The good thing about working in the arts is that not very many people are in the field. The bad thing about working in the arts is that there are even less jobs than people. Still, I managed to secure myself a comfortable entry level position in the fund raising department of an opera company.Fund raising, or development (the fancy word for fund raising), is one area that always seems to need more people. Because the fund raisers bring in the money and the arts will always need more money. I’d like to clarify that by fund raiser I do not mean that I knock on peoples doors and ask for spare change, no, I work in an office and manage the accounts of people who donate on an annual basis. There’s more to it than that but I don’t want to get too complicated as it’s not the point. The point is that I am learning a lot, I’m gaining experience and I do enjoy my job. BUT this is just the starting point, this isn’t my be all, end all. I have come to discover that I love, and I mean LOVE event planning and coordination. Events are a very special aspect of fund raising. Events are risky because you have to put money into them and hope that you will raise enough money to cover your expenses and still turn a profit. But that is also what makes them so exciting! Mostly I enjoy the act of seeing something through, beginning to end. It starts with the planning, then to the inception, then the day-of coordination, and its all to raise money for something that I am super passionate about, the arts! I suppose I could be any type of event planner but I like the idea of doing things for a worthy cause.

The Unfinished Ending

In my office there are two women who make up the Events team. One of them, the secondary, is about take a year long maternity leave. So I decided to apply for her contract. In one sense taking a contract when I have a full time position is kind of dumb, because in a year I’d be unemployed. But it was a risk I decided to take because the experience would be worth it. So I spiffed up my resume and completed an interview. All in all I think it went well. However, I didn’t get the job. Not a huge deal, as I still have my full time position, but it was still rather disappointing. Mostly I was bothered by the reason they gave me, “We’re looking for someone with a little more experience”. I find this reason absolutely infuriating. I’m not saying its a bad reason, it is just so wildly frustrating! How am I to gain experience if no one will hire me for the job which will give me experience? It is a cruel cycle. Sure, this is just one hiccup on my journey to success, there will be other opportunities and you can bet that I will be first in line to take them. I know that perseverance and hard work will win out in the end, but that doesn’t make the pill any easier to swallow today.

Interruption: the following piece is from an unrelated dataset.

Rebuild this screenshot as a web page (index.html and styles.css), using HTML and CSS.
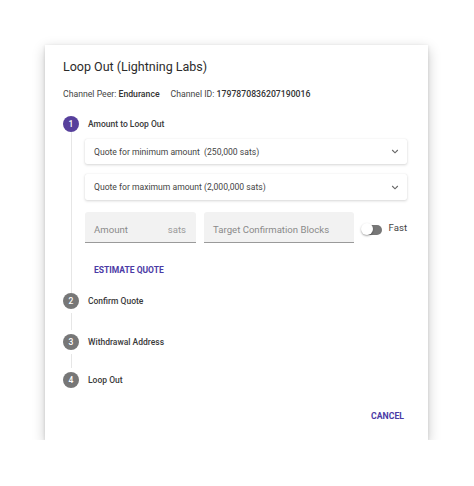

7 thoughts on “Growing Up Is Hard: “We’re looking for someone with a little more experience”

  1. That’s rough :-/ it always seems to be that way though. Sometimes they just know they don’t want to have to train someone… Even though you know you probably wouldn’t require much training at all. Bummer! Maybe you could work on a side project to get more experience. I run a flower stand on Easter and Mother’s Day weekends and I actually hate the planning for it. I find it very stressful, but it does give me lots of experience.


    • I agree, not wanting to train me was probably a huge contributing factor. I think the positive to my applying is that now the events manager knows that I am interested. Hopefully I will be able to take on some event related work without actually being in the position. I strongly believe at jumping at every opportunity. So I’ll take on more as it becomes available. That is neat that you run a flower stand! Where do you set it up? What type of planning goes into it?


      • I set up about 6 stands around the Reading, PA area. They are mostly at business locations at busy intersections. I have to get permission from the property owners and the townships. I also have to get sellers lined up, managers for the routes, and coordinate the pick up/drop off on Friday & Sunday and also the tent set up & breakdown. Getting the whole plan to run on schedule on the weekend-of is rough too. It’s a lot of work!! haha


  2. I really enjoyed reading this ,Alex. It’s a pity you didn’t get the Events job, and I agree that the reason they gave is totally infuriating. But that answer has been used to decline applicants in many professions. In teaching, newly qualified teachers have been given that reason for being turned down the most basic teaching responsibilities. The question is just the same as yours – how on earth do they get the experience if they don’t get a job to learn.


    • Thanks, Mille. It is a cruel and vicious cycle. I mean the obvious answer is volunteer and intern but that also means so income. Which is not an option for many people. So you get all these over qualified people working in minimum wage positions. Society is not a nice place for people entering the work force.

      Liked by 1 person

      • Totally agree with you. I feel sorry for all young people in that position. It was interesting to hear of your experiences over there in Canada and to see that things are just the same as they are in Britain.